Я и в самом деле пишу роман. Сюжет его – просто жизнь, просто любовь и преданность русского человека Земле своей, его доблесть, терпение и вера. Роман будет из трёх небольших частей, объёмом весь листов в 20. Начало его – тридцатые годы, конец – шестидесятые нашего, как говорят, столетия. Наверное, что-то будет в нём и о так называемом «культе». Я не боюсь того, что темы этой чуждаются издатели, хотя и не все. Причина их «оторопи» мелка и недостойна серьёзного внимания. И она преходяща. Ведь если говорить правду, то тема «культа» по существу ещё совершенно не тронута. Она лишь печально скомпрометирована и опошлена различного рода скорохватами и конъюнктурщиками – бездарными к тому ж – т. е. теми самыми «мюридами», которые в своё, «культовское», время создавали и охраняли этот «культ» с кинжалами наголо.

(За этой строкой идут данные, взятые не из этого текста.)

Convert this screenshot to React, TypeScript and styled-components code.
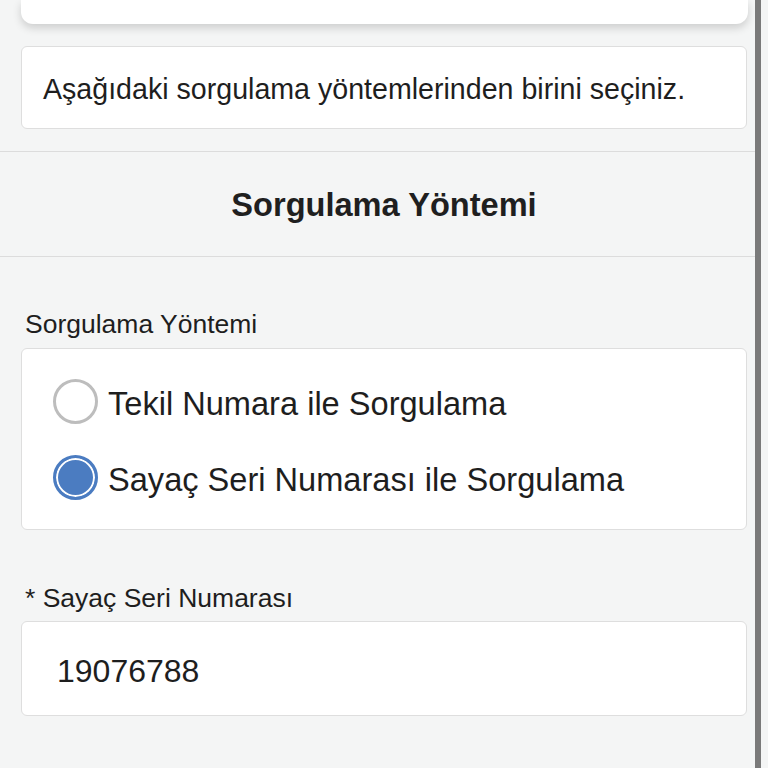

Нет, я не собираюсь поражать, устрашать, холодить и леденить. Я хочу по возможности русским языком рассказать о том, на чём стояла, стоит и будет стоять во веки веков Русь моя вопреки всему тому, что пыталось и будет ещё пытаться подточить её, матушку. Роман будет ясен, прост, спокоен, правдив и жизнеутверждающ, поскольку мы с Вами живы, здоровы и боевиты. Кажется, я наговорил полный короб комплиментов ему, роману; но сам я тут ни при чём: я строитель, любящий свою работу и наученный понимать толк в «стройматериале». И если я иногда отступаю от желания «заказчика» приделать «балкончик» к зданию, то это ж на пользу зданию. Дольше стоять будет.

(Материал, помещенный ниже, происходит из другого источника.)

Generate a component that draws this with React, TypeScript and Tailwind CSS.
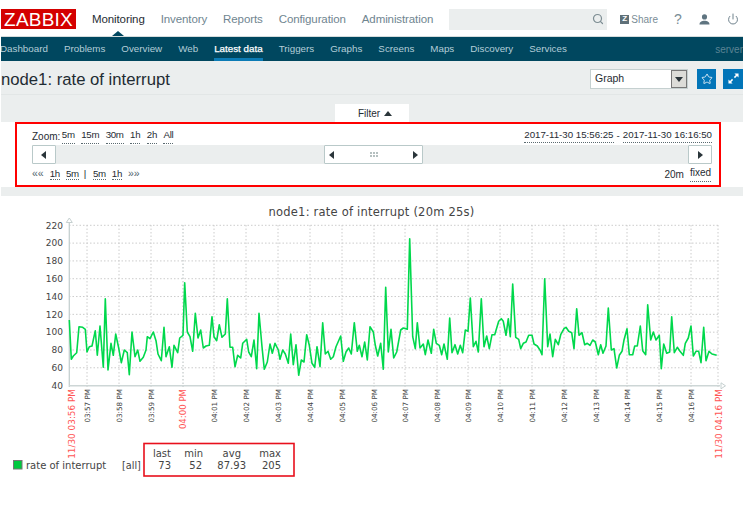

На всякий случай я посылаю Вам начальные главы из романа, тиснутые в республиканской газете. Конечно, из них Вам трудно будет разглядеть даль его, но кое-что Вы постигнете, и если Вас (я разумею издательское начальство) заинтересует роман, я с удовольствием отдам его Вам – мне здорово бы помог договор на время работы над книгой.

Черкните мне, пожалуйста, пару строк о том, как легло Вам на душу начало «Момича».

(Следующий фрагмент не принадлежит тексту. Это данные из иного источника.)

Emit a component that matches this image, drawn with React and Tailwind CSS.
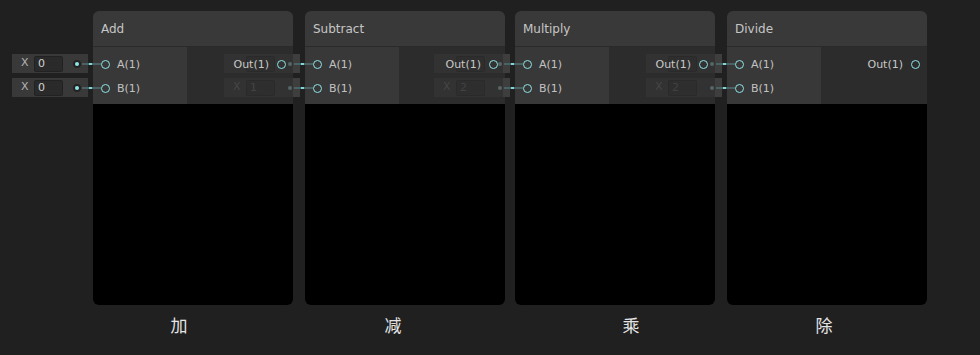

Шлю Вам сердечный привет. Мне тоже хочется повидать Вас. У меня уже «накопилось» в «Сов. писателе» несколько друзей, да будут благословенны их имена, как говорил Моисей.

20.6.64.

К. Воробьёв».

В пакете, кроме письма, было шесть вырезок из газеты «Советская Литва» за 25—26 февраля и 1—2 июня 1964 года, в которых опубликованы начальные главы романа «Друг мой Момич». Начало «Момича» легло мне на душу. С первых строк роман захватил моё воображение – автор вспоминал своё нелёгкое деревенское детство как раз накануне коллективизации… Вроде бы обычные истории происходят здесь, каких уже рассказано бессчётное число раз: сидит на тёплой раките десятилетний Санька и вырезает «дудку-пужатку, как ни у кого». Прекрасное настроение у мальчишки, правда, живут они голодно, дядя, брат его покойной матери, «шелопутный, тронутый, и от того мы, может, самые что ни на есть бедные в селе – работать-то некому и не на чем». От имени повзрослевшего Саньки и ведёт повествование автор, поставив перед собой ответственную цель – разобраться в событиях, которые происходили в драматический год «великого перелома». В сущности, и начинается-то повествование с того, что много десятилетий спустя встречаются постаревший Момич и повествователь и вспоминают былые дни: «Узорно-грубо и цепко переплелись наши жизненные пути-дороги с Момичем. Сам он – уже давно – сказал, что они «перекрутились на смерть», и пришло время: не скрывать нам этого перед людьми». И вот первое воспоминание – Санька сидит на тёплой раките, вырезает дудку, тётка Егориха зовёт его, а он вовсе не торопится на её «звонкий, протяжно-подголосный зов», но тут появляется «большой-большой мужик» с жеребцом в поводу и бросает в сторону Саньки всего лишь одно слово: «Кшше!»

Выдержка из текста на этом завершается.